— begin Dataset content —
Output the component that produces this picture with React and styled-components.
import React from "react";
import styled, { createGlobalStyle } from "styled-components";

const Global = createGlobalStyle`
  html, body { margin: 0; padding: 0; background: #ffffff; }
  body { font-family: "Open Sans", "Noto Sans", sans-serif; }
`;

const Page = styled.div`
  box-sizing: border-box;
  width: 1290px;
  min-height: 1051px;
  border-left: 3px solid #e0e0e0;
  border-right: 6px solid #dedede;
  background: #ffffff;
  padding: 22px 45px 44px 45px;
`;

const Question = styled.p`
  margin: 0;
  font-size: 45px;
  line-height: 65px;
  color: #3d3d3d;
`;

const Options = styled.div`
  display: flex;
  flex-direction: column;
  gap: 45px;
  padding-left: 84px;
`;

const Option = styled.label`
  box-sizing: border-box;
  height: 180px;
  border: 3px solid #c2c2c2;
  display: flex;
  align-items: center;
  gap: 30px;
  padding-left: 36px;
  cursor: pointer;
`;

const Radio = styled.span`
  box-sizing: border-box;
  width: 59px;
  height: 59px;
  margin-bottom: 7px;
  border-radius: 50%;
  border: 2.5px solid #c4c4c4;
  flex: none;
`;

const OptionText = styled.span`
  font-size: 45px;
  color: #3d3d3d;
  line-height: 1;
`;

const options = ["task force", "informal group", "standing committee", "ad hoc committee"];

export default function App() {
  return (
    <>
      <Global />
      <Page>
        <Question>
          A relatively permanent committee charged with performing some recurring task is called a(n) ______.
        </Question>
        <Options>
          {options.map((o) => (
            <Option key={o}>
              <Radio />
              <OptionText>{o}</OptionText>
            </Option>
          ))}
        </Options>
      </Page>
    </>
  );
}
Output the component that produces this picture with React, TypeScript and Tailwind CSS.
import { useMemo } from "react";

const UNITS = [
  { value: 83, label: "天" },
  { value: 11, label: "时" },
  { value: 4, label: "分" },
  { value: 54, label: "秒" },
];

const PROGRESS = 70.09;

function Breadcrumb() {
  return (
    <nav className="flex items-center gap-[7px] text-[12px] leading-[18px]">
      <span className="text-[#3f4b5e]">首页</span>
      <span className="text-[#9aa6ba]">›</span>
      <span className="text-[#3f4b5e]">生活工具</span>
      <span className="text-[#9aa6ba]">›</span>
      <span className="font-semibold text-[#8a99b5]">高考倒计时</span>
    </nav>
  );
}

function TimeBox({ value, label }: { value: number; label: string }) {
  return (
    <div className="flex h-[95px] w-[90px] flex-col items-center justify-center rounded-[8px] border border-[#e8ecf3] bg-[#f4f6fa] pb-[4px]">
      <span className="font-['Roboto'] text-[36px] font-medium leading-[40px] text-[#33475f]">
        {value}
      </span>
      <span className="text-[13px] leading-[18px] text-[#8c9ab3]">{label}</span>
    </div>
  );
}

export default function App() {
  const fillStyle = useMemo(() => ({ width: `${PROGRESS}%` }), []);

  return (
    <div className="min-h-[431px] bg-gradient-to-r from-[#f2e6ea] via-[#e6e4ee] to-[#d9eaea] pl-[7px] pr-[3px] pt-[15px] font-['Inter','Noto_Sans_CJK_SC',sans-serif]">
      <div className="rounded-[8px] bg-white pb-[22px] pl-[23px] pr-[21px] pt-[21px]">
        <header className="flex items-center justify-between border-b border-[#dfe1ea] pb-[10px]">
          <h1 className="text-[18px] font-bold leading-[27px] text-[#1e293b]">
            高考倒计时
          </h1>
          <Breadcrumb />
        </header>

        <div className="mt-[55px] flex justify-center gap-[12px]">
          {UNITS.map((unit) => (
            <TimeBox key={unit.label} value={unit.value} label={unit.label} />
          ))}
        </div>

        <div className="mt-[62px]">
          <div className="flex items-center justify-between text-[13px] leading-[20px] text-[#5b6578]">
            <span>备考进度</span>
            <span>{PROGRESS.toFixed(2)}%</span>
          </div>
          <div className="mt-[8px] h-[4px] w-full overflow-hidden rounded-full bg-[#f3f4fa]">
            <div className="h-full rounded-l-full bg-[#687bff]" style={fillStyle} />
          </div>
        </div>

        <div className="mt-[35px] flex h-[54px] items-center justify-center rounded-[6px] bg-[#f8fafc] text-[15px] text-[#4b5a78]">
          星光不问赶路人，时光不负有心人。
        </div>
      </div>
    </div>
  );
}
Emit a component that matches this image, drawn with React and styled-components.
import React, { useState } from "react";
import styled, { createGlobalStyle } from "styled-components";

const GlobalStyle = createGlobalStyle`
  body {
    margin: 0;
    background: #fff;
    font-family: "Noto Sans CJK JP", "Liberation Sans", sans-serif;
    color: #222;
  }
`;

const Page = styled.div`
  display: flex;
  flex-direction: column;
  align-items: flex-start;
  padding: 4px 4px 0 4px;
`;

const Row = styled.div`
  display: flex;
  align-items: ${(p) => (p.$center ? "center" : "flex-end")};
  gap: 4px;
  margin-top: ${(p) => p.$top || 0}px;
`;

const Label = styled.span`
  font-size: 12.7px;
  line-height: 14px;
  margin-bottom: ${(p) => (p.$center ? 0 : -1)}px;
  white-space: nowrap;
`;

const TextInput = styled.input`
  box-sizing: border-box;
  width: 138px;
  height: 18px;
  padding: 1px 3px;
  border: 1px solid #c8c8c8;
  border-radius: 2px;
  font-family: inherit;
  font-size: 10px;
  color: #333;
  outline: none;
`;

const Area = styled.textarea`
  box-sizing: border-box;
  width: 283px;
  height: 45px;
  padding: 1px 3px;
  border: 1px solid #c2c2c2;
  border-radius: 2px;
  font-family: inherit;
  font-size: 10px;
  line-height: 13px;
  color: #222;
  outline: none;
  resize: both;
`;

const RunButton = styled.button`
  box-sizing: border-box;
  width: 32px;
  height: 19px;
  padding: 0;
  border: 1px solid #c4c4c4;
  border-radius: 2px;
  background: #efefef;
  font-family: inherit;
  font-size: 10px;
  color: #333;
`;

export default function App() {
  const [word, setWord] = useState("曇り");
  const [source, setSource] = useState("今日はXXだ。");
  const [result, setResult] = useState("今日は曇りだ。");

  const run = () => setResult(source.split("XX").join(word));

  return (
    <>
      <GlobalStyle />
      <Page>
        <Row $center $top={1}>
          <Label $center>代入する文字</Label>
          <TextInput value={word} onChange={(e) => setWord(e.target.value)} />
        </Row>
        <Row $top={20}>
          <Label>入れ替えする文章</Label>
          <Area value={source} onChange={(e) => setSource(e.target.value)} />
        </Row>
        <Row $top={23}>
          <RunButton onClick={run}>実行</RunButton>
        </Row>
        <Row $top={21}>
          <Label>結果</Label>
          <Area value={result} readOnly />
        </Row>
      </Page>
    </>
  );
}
— end Dataset content —
## Short problem
Look through the data and show every line containing "produces".

## Task solution
Output the component that produces this picture with React and styled-components.
Output the component that produces this picture with React, TypeScript and Tailwind CSS.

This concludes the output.